Volume of the domain bounded by a Hermitian quadric in complex projective space
Joyita Banerjee Ganguly, Debraj Chakrabarti, Meera Mainkar
TL;DR
This work determines the Riemannian FS volume of quadric domains in $\mathbb{CP}^n$ bounded by a Hermitian form. The authors reduce the problem to a diagonal form, then derive an explicit, rational volume formula $\mathrm{Vol}_{FS}(\Omega(A)) = \mathrm{Vol}_{FS}(\mathbb{CP}^n) \cdot \dfrac{\mathsf{S}_{(p,q)}(\mu,\nu)}{\mathsf{D}_{(p,q)}(\mu,\nu)}$ depending only on the eigenvalues $\mu_1,\dots,\mu_p$ and $\nu_1,\dots,\nu_q$ of $A$. They express the denominator $\mathsf{D}_{(p,q)}$ explicitly as a product $\prod_{j=1}^{p}\prod_{k=1}^{q}(x_j+y_k)$ and the numerator $\mathsf{S}_{(p,q)}$ via Schur polynomials using a sum over partitions, then establish this form through a double induction on $(p,q)$ by introducing and analyzing a comparison family $\mathscr{N}$ of functions $\mathsf{N}_{(p,q)}$. The approach yields a fully algebraic, combinatorial route to the volume, revealing a deep link between complex geometry, unitary symmetry, and representation-theoretic data.
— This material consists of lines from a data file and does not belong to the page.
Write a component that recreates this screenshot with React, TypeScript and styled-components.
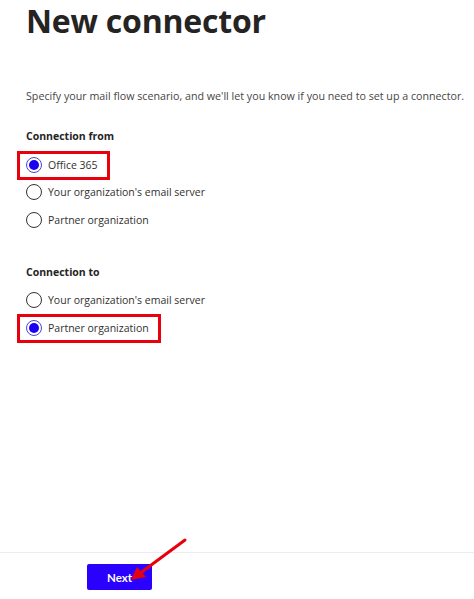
import React from "react";
import styled, { createGlobalStyle, css } from "styled-components";

const GlobalStyle = createGlobalStyle`
  html, body { margin: 0; padding: 0; background: #ffffff; }
  body { font-family: "Open Sans", "Noto Sans", sans-serif; color: #323130; }
  * { box-sizing: border-box; }
`;

const Page = styled.div`
  min-height: 100vh;
  display: flex;
  flex-direction: column;
`;

const Content = styled.main`
  padding: 0 26px;
  display: flex;
  flex-direction: column;
`;

const Title = styled.h1`
  margin: 0;
  font-family: "Open Sans", sans-serif;
  font-weight: 700;
  font-size: 32px;
  line-height: 42px;
  color: #252423;
  letter-spacing: -0.2px;
`;

const Description = styled.p`
  margin: 46px 0 0;
  font-size: 10.7px;
  line-height: 16px;
  color: #484644;
  white-space: nowrap;
`;

const Section = styled.section<{ $gap: number }>`
  margin-top: ${(p) => p.$gap}px;
  display: flex;
  flex-direction: column;
  align-items: flex-start;
`;

const SectionTitle = styled.h2`
  margin: 0 0 7px;
  font-size: 10.5px;
  line-height: 16px;
  font-weight: 700;
  color: #252423;
`;

const RadioRow = styled.label<{ $highlight?: boolean }>`
  position: relative;
  display: inline-flex;
  align-items: center;
  gap: 6px;
  height: 27.5px;
  font-size: 10.5px;
  color: #323130;
  cursor: pointer;
  ${(p) =>
    p.$highlight &&
    css`
      &::after {
        content: "";
        position: absolute;
        left: -9px;
        right: -12px;
        top: 0;
        bottom: -1px;
        border: 3px solid #e8000d;
        pointer-events: none;
      }
    `}
`;

const Circle = styled.span<{ $checked?: boolean }>`
  width: 16px;
  height: 16px;
  border-radius: 50%;
  border: 1px solid ${(p) => (p.$checked ? "#4b44d6" : "#323130")};
  display: flex;
  align-items: center;
  justify-content: center;
  flex-shrink: 0;
  &::before {
    content: "";
    width: 10px;
    height: 10px;
    border-radius: 50%;
    background: ${(p) => (p.$checked ? "#1c00f0" : "transparent")};
  }
`;

const Footer = styled.footer`
  margin-top: auto;
  border-top: 1px solid #ebebf3;
  padding: 11px 0 9px 87px;
  position: relative;
`;

const NextButton = styled.button`
  width: 65px;
  height: 26px;
  border: none;
  border-radius: 2px;
  background: #2a00ff;
  color: #ffffff;
  font-family: Lato, "Open Sans", sans-serif;
  font-weight: 700;
  font-size: 11.5px;
  padding: 0;
  cursor: pointer;
`;

const Arrow = styled.svg`
  position: absolute;
  left: 125px;
  top: -16px;
  width: 70px;
  height: 50px;
  pointer-events: none;
`;

type Option = { label: string; checked?: boolean };

const RadioGroup: React.FC<{ options: Option[] }> = ({ options }) => (
  <>
    {options.map((o) => (
      <RadioRow key={o.label} $highlight={o.checked}>
        <Circle $checked={o.checked} />
        {o.label}
      </RadioRow>
    ))}
  </>
);

export default function App() {
  return (
    <Page>
      <GlobalStyle />
      <Content>
        <Title>New connector</Title>
        <Description>
          Specify your mail flow scenario, and we'll let you know if you need to set up a connector.
        </Description>
        <Section $gap={24}>
          <SectionTitle>Connection from</SectionTitle>
          <RadioGroup
            options={[
              { label: "Office 365", checked: true },
              { label: "Your organization's email server" },
              { label: "Partner organization" },
            ]}
          />
        </Section>
        <Section $gap={30}>
          <SectionTitle>Connection to</SectionTitle>
          <RadioGroup
            options={[
              { label: "Your organization's email server" },
              { label: "Partner organization", checked: true },
            ]}
          />
        </Section>
      </Content>
      <Footer>
        <NextButton>Next</NextButton>
        <Arrow viewBox="0 0 70 50">
          <line x1="60" y1="3" x2="14" y2="37" stroke="#e8000d" strokeWidth="3" strokeLinecap="round" />
          <polygon points="6,43 12,30 21,40" fill="#e8000d" />
        </Arrow>
      </Footer>
    </Page>
  );
}
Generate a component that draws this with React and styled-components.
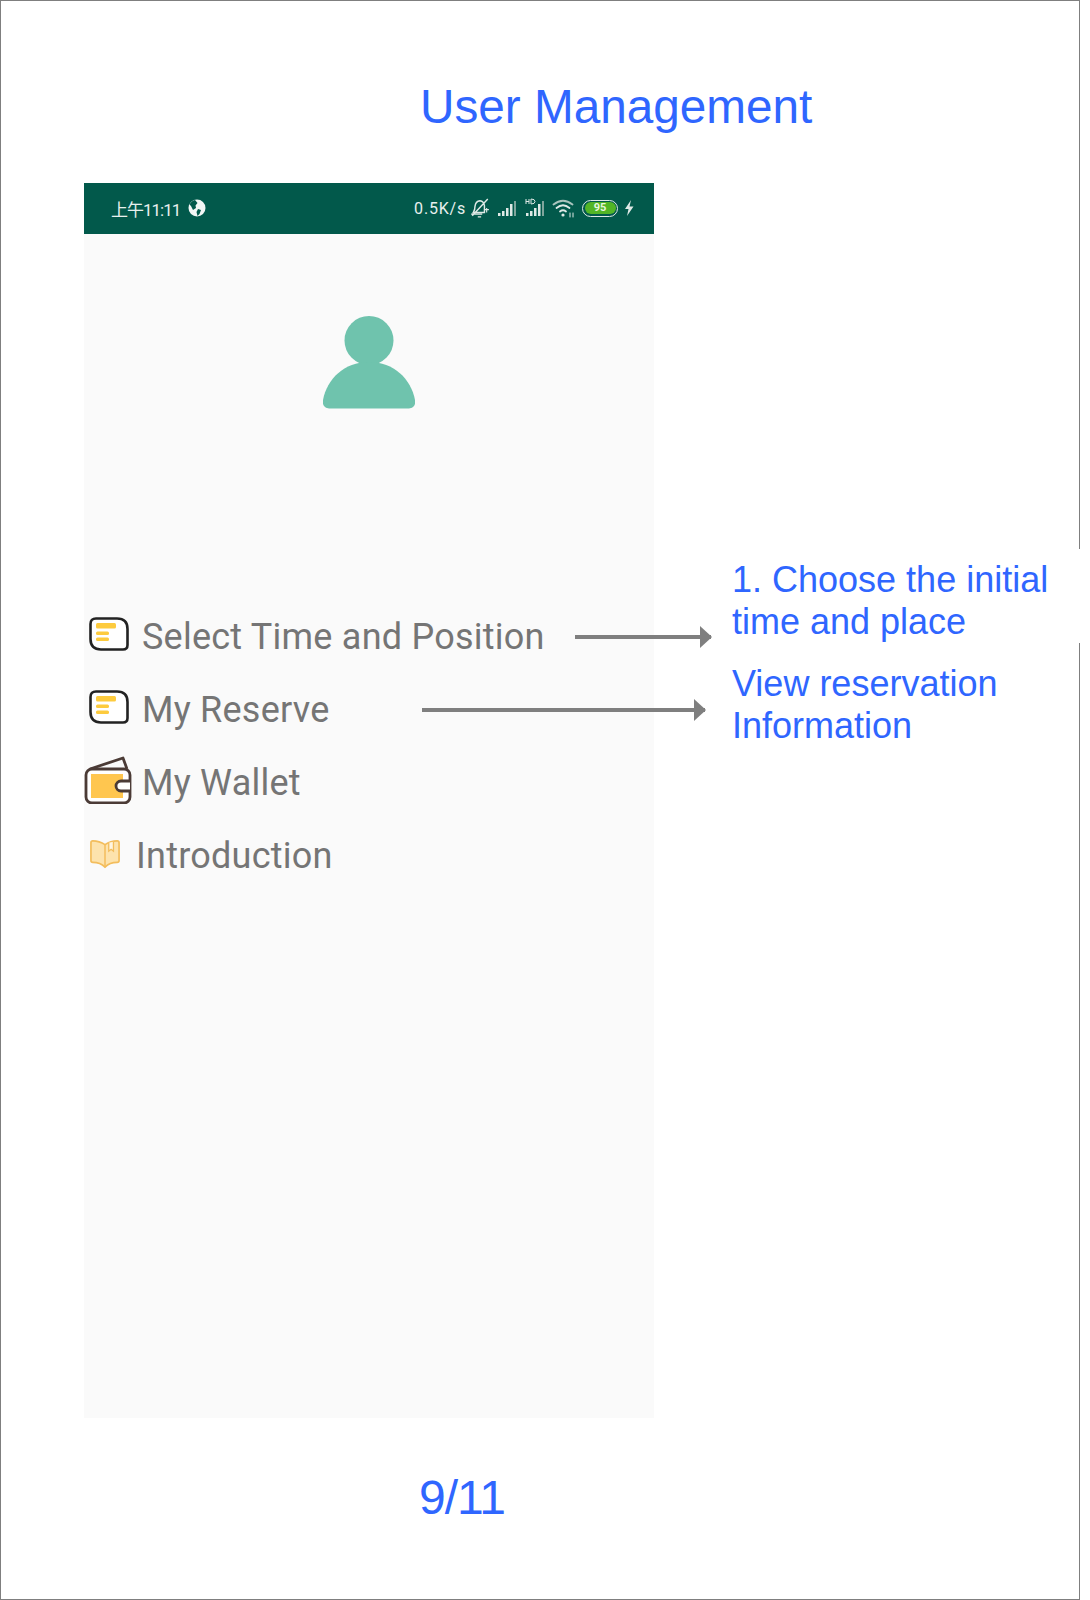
import React from 'react';
import styled, { createGlobalStyle } from 'styled-components';

const Global = createGlobalStyle`
  html, body { margin: 0; padding: 0; background: #fff; }
`;

const Frame = styled.div`
  box-sizing: border-box;
  width: 1080px;
  height: 1600px;
  border: 1px solid #7f7f7f;
  background: #fff;
  font-family: "Liberation Sans", Arial, sans-serif;
  color: #2f66ff;
`;

const Title = styled.h1`
  margin: 0;
  height: 182px;
  padding: 79px 0 0 419px;
  box-sizing: border-box;
  font-size: 47.7px;
  line-height: 54px;
  font-weight: 400;
`;

const Body = styled.div`
  display: flex;
  align-items: flex-start;
`;

const Phone = styled.div`
  width: 570px;
  height: 1235px;
  margin-left: 83px;
  background: #fafafa;
  flex: none;
`;

const StatusBar = styled.div`
  height: 50px;
  padding: 0 20px 1px 27px;
  background: #02594b;
  color: #e8f0ee;
  display: flex;
  align-items: center;
  justify-content: space-between;
  font-family: Roboto, "Noto Sans CJK SC", sans-serif;
`;

const StatusGroup = styled.div`
  display: flex;
  align-items: center;
  gap: ${p => p.$gap || 8}px;
`;

const Clock = styled.span`
  font-size: 17px;
  letter-spacing: -1px;
`;

const Speed = styled.span`
  font-size: 16px;
  letter-spacing: 0.8px;
  margin-right: -2px;
`;

const Battery = styled.span`
  box-sizing: border-box;
  width: 36px;
  height: 17px;
  border: 1.5px solid #dfe9e6;
  border-radius: 9px;
  padding: 1.5px;
  display: flex;
`;

const BatteryFill = styled.span`
  flex: 1;
  border-radius: 6px;
  background: #52b526;
  color: #e8f5df;
  font-size: 11px;
  line-height: 11px;
  font-weight: 700;
  text-align: center;
`;

const AvatarWrap = styled.div`
  display: flex;
  justify-content: center;
  padding-top: 82px;
  height: 284px;
  box-sizing: content-box;
`;

const Menu = styled.div`
  display: flex;
  flex-direction: column;
`;

const Row = styled.div`
  position: relative;
  height: 73px;
  display: flex;
  align-items: center;
  padding-left: ${p => p.$pad}px;
`;

const IconSlot = styled.span`
  width: ${p => p.$width}px;
  margin-bottom: ${p => p.$lift * 2}px;
  display: flex;
  flex: none;
`;

const Label = styled.span`
  font-family: Roboto, sans-serif;
  font-size: 36px;
  color: #757575;
  letter-spacing: 0.24px;
`;

const Arrow = styled.span`
  position: absolute;
  left: ${p => p.$left}px;
  width: ${p => p.$width}px;
  top: 35px;
  height: 4px;
  background: #7f7f7f;
  &::after {
    content: "";
    position: absolute;
    right: -1px;
    top: -9px;
    border-left: 12px solid #7f7f7f;
    border-top: 11px solid transparent;
    border-bottom: 11px solid transparent;
  }
`;

const Notes = styled.div`
  margin: 376px 0 0 78px;
  width: 355px;
  flex: none;
  display: flex;
  flex-direction: column;
  gap: 20px;
`;

const Note = styled.div`
  font-size: 36px;
  line-height: 42px;
`;

// the first note sits on a white box that hides a piece of the frame line
const CoveredNote = styled(Note)`
  background: #fff;
  margin-top: -10px;
  padding-top: 10px;
`;

const PageNumber = styled.div`
  padding: 53px 0 0 418px;
  font-size: 48px;
  line-height: 54px;
  letter-spacing: -1px;
`;

const NoteIcon = () => (
  <svg width="40" height="34" viewBox="0 0 40 34">
    <path d="M7 1.5H28Q38.5 1.5 38.500 12V28Q38.500 32.5 34 32.5H12Q1.5 32.5 1.5 22V7Q1.5 1.5 7 1.5Z" fill="#fff" stroke="#222" strokeWidth="2.6" />
    <rect x="7" y="6" width="20" height="5.500" rx="1.500" fill="#fdcb3e" />
    <rect x="7" y="14.500" width="13" height="3.600" rx="1.500" fill="#fdcb3e" />
    <rect x="7" y="20.500" width="13" height="3.400" rx="1.500" fill="#fdcb3e" />
  </svg>
);

const WalletIcon = () => (
  <svg width="48" height="48" viewBox="0 0 48 48">
    <path d="M6 13L39 2L43 13" fill="none" stroke="#4b3b36" strokeWidth="2.8" strokeLinejoin="round" />
    <rect x="2" y="13" width="44" height="34" rx="6" fill="#fff" stroke="#4b3b36" strokeWidth="2.8" />
    <rect x="7" y="18" width="32" height="24" fill="#ffc64f" />
    <path d="M46 25H37A5 5 0 0 0 37 35H46" fill="#fff" stroke="#4b3b36" strokeWidth="2.8" />
  </svg>
);

const BookIcon = () => (
  <svg width="30" height="30" viewBox="0 0 32 30">
    <path d="M16 5Q10 1 3 1Q1 1 1 3V22Q1 24 3 24Q11 24 16 29Q21 24 29 24Q31 24 31 22V3Q31 1 29 1Q22 1 16 5Z" fill="#fde3ad" stroke="#f3bd5c" strokeWidth="1.8" />
    <path d="M16 5V29" stroke="#f3bd5c" strokeWidth="1.6" />
    <path d="M20 3V12L22.500 10L25 12V2" fill="#fff6e2" stroke="#f3bd5c" strokeWidth="1.4" />
  </svg>
);

const Avatar = () => (
  <svg width="94" height="94" viewBox="0 0 94 94">
    <circle cx="47" cy="24.500" r="24.500" fill="#6fc3ad" />
    <path d="M47 46C22 46 5 63 1 84Q0 92 7 92.500H87Q94 92 93 84C89 63 72 46 47 46Z" fill="#6fc3ad" />
  </svg>
);

const GlobeIcon = () => (
  <svg width="18" height="18" viewBox="0 0 18 18">
    <circle cx="9" cy="9" r="8.500" fill="#f2f6f5" />
    <path d="M7 1L9.500 4L7.500 6.500L8 9L5 11L3 7L1.500 5.500Q3.500 1.500 7 1ZM10 10L13 11L11.500 15L9.500 17L8.500 13Z" fill="#02594b" />
  </svg>
);

const MutedBell = () => (
  <svg width="20" height="20" viewBox="2 1 18 18" fill="none" stroke="#dfe9e6" strokeWidth="1.3">
    <path d="M5 14Q6.500 12 6.500 8.500Q7 4 11 3.500Q14.500 4 15 8V14ZM3 15.500H13M9 18H12M4 17L18 2" />
    <path d="M15.500 11.500H19M17 10V14" strokeWidth="1" />
  </svg>
);

const Signal = ({ hd }) => (
  <svg width="22" height="20" viewBox="0 0 20 20" fill="#dfe9e6">
    <rect x="1" y="15" width="2.500" height="3" />
    <rect x="5" y="13" width="2.500" height="5" />
    <rect x="9" y="10" width="2.500" height="8" />
    <rect x="13" y="6" width="2.500" height="12" />
    <rect x="17" y="3" width="2" height="15" fill="#7fa59c" />
    {hd && <path d="M1 1V6M1 3.500H4M4 1V6M6 1V6Q10 6 10 3.500Q10 1 6 1Z" fill="none" stroke="#dfe9e6" strokeWidth="1" />}
  </svg>
);

const Wifi = () => (
  <svg width="24" height="20" viewBox="0 0 24 20" fill="none" stroke="#dfe9e6" strokeLinecap="round">
    <path d="M1.500 6.500Q11 -1 20.500 6.500" strokeWidth="1.800" stroke="#a9c4bd" />
    <path d="M4.500 10Q11 4.500 17.500 10" strokeWidth="1.800" />
    <path d="M8 13.500Q11 11 14 13.500" strokeWidth="1.800" />
    <circle cx="11" cy="17" r="1.600" fill="#dfe9e6" stroke="none" />
    <path d="M18 15V19M21 15V19" strokeWidth="1" />
  </svg>
);

const Bolt = () => (
  <svg width="10" height="16" viewBox="0 0 10 16" fill="#dfe9e6">
    <path d="M7 0L1 9H4.500L3 16L9.500 6.500H5.500Z" />
  </svg>
);

const menu = [
  { name: 'Select Time and Position', pad: 5, slot: 53, lift: 3, icon: <NoteIcon />, arrow: { left: 491, width: 136 } },
  { name: 'My Reserve', pad: 5, slot: 53, lift: 3, icon: <NoteIcon />, arrow: { left: 338, width: 283 } },
  { name: 'My Wallet', pad: 0, slot: 58, lift: 3, icon: <WalletIcon /> },
  { name: 'Introduction', pad: 6, slot: 46, lift: 2, icon: <BookIcon /> },
];

export default function App() {
  return (
    <Frame>
      <Global />
      <Title>User Management</Title>
      <Body>
        <Phone>
          <StatusBar>
            <StatusGroup $gap={8}>
              <Clock>上午11:11</Clock>
              <GlobeIcon />
            </StatusGroup>
            <StatusGroup $gap={6}>
              <Speed>0.5K/s</Speed>
              <MutedBell />
              <Signal />
              <Signal hd />
              <Wifi />
              <Battery><BatteryFill>95</BatteryFill></Battery>
              <Bolt />
            </StatusGroup>
          </StatusBar>
          <AvatarWrap><Avatar /></AvatarWrap>
          <Menu>
            {menu.map(item => (
              <Row key={item.name} $pad={item.pad}>
                <IconSlot $width={item.slot} $lift={item.lift}>{item.icon}</IconSlot>
                <Label>{item.name}</Label>
                {item.arrow && <Arrow $left={item.arrow.left} $width={item.arrow.width} />}
              </Row>
            ))}
          </Menu>
        </Phone>
        <Notes>
          <CoveredNote>1. Choose the initial<br />time and place</CoveredNote>
          <Note>View reservation<br />Information</Note>
        </Notes>
      </Body>
      <PageNumber>9/11</PageNumber>
    </Frame>
  );
}
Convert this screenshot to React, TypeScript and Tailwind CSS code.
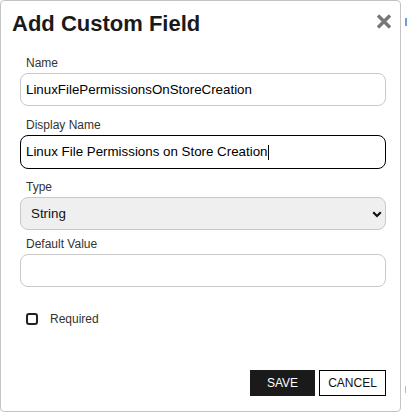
import {ReactNode} from "react";

function FieldLabel({children, className}: {children: ReactNode; className?: string}) {
    return (
        <label className={"block text-[12px] leading-[14px] text-[#333] mb-[3px] pl-[6px] " + (className ?? "")}>
            {children}
        </label>
    );
}

function CloseIcon() {
    return (
        <svg width="16" height="15" viewBox="0 0 16 15" className="block">
            <path d="M2 1.5 L14 13.5 M14 1.5 L2 13.5" stroke="#777" strokeWidth="3.4" strokeLinecap="butt"/>
        </svg>
    );
}

export default function App() {
    return (
        <div className="relative w-[407px] h-[413px] bg-white font-['Liberation_Sans',Arial,sans-serif] text-[#111]">
            {/* bits of the page behind the dialog */}
            <span className="absolute left-[405px] top-[18px] w-[2px] h-[8px] bg-[#6f9fd0]"/>
            <span className="absolute left-[405px] top-[386px] w-[1px] h-[7px] bg-[#bbb]"/>

            <div className="w-[401px] h-[412px] border border-[#c4c4c4] rounded-[4px] bg-white">
                <div className="flex items-start justify-between pl-[11px] pr-[8px] pt-[10px]">
                    <h1 className="text-[22px] leading-[25px] font-bold text-[#1a1a1a]">Add Custom Field</h1>
                    <button type="button" className="mt-[3px]">
                        <CloseIcon/>
                    </button>
                </div>

                <div className="pl-[19px] pt-[20px]">
                    <FieldLabel>Name</FieldLabel>
                    <input
                        defaultValue="LinuxFilePermissionsOnStoreCreation"
                        className="block w-[366px] h-[33px] border border-[#c8c8c8] rounded-[8px] pl-[5px] text-[13.33px] text-black outline-none"
                    />

                    <FieldLabel className="mt-[12px]">Display Name</FieldLabel>
                    <div className="flex items-center w-[366px] h-[34px] border border-black rounded-[8px] pl-[5px] text-[13.33px] text-black">
                        <span>Linux File Permissions on Store Creation</span>
                        <span className="w-[1px] h-[15px] bg-black"/>
                    </div>

                    <FieldLabel className="mt-[11px]">Type</FieldLabel>
                    <div className="relative w-[366px]">
                        <select
                            defaultValue="String"
                            className="block w-full h-[33px] appearance-none border border-[#c8c8c8] rounded-[8px] bg-[#efefef] pl-[10px] text-[13.33px] text-[#111] outline-none"
                        >
                            <option>String</option>
                            <option>Integer</option>
                            <option>Boolean</option>
                        </select>
                        <svg width="10" height="7" viewBox="0 0 10 7" className="absolute right-[4px] top-[14px] pointer-events-none">
                            <path d="M1.2 1.2 L5 5 L8.8 1.2" fill="none" stroke="#111" strokeWidth="2.2"/>
                        </svg>
                    </div>

                    <FieldLabel className="mt-[7px]">Default Value</FieldLabel>
                    <input
                        className="block w-[366px] h-[33px] border border-[#c8c8c8] rounded-[8px] pl-[5px] text-[13.33px] outline-none"
                    />

                    <div className="flex items-center gap-[12px] mt-[26px] pl-[6px] h-[12px]">
                        <span className="w-[12px] h-[12px] border-2 border-[#222] rounded-[3px]"/>
                        <span className="text-[12px] text-[#333]">Required</span>
                    </div>

                    <div className="flex justify-end gap-[4px] w-[366px] mt-[45px]">
                        <button
                            type="button"
                            className="w-[65px] h-[26px] bg-[#1a1a1a] text-white text-[12px]"
                        >
                            SAVE
                        </button>
                        <button
                            type="button"
                            className="w-[67px] h-[26px] border border-black bg-white text-[#111] text-[12px]"
                        >
                            CANCEL
                        </button>
                    </div>
                </div>
            </div>
        </div>
    );
}
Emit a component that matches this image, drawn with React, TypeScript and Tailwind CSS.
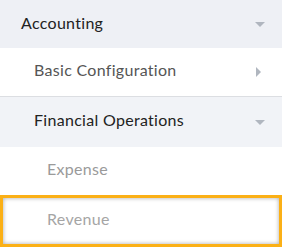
import React from "react";

const Down = ({ offset }: { offset: string }) => (
  <svg width="10" height="6" viewBox="0 0 10 6" className={`shrink-0 ${offset}`}>
    <path d="M0 0 L10 0 L5 5 Z" fill="#b0b6bf" />
  </svg>
);

const Right = () => (
  <svg width="6" height="10" viewBox="0 0 6 10" className="shrink-0 mt-[4px]">
    <path d="M0 0 L5 5 L0 10 Z" fill="#b0b6bf" />
  </svg>
);

export default function App() {
  return (
    <div
      className="w-[282px] h-[248px] bg-white overflow-hidden text-[16px] tracking-[0.3px]"
      style={{ fontFamily: "Lato, 'Open Sans', sans-serif" }}
    >
      <div className="h-[48px] bg-[#eef0f5] flex items-center justify-between pl-[21px] pr-[17px] pb-[3px] text-[#222]">
        <span>Accounting</span>
        <Down offset="mt-[4px]" />
      </div>
      <div className="h-[49px] border-b border-[#dcdee2] flex items-center justify-between pl-[34px] pr-[20px] pb-[4px] text-[#555]">
        <span>Basic Configuration</span>
        <Right />
      </div>
      <div className="h-[50px] bg-[#f1f3f7] flex items-center justify-between pl-[34px] pr-[17px] pb-[5px] text-[#222]">
        <span>Financial Operations</span>
        <Down offset="mt-[7px]" />
      </div>
      <div className="h-[48px] flex items-center pl-[47px] pb-[4px] text-[#9a9a9a]">
        <span>Expense</span>
      </div>
      <div className="h-[52px] w-[282px] border-[3px] border-[#fbb016] shadow-[inset_0_0_4px_rgba(0,0,0,0.35)] flex items-center pl-[44px] pb-[4px] text-[#a5a5a5]">
        <span>Revenue</span>
      </div>
    </div>
  );
}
The results provide a starting point for conceptual proofs and generalizations to other homogeneous complex manifolds.
Abstract
We compute explicitly the Riemannian volume, with respect to the Fubini-Study metric, of a domain bounded by a Hermitian quadric in complex projective space. The volume is a rational function of the eigenvalues of the defining quadratic form.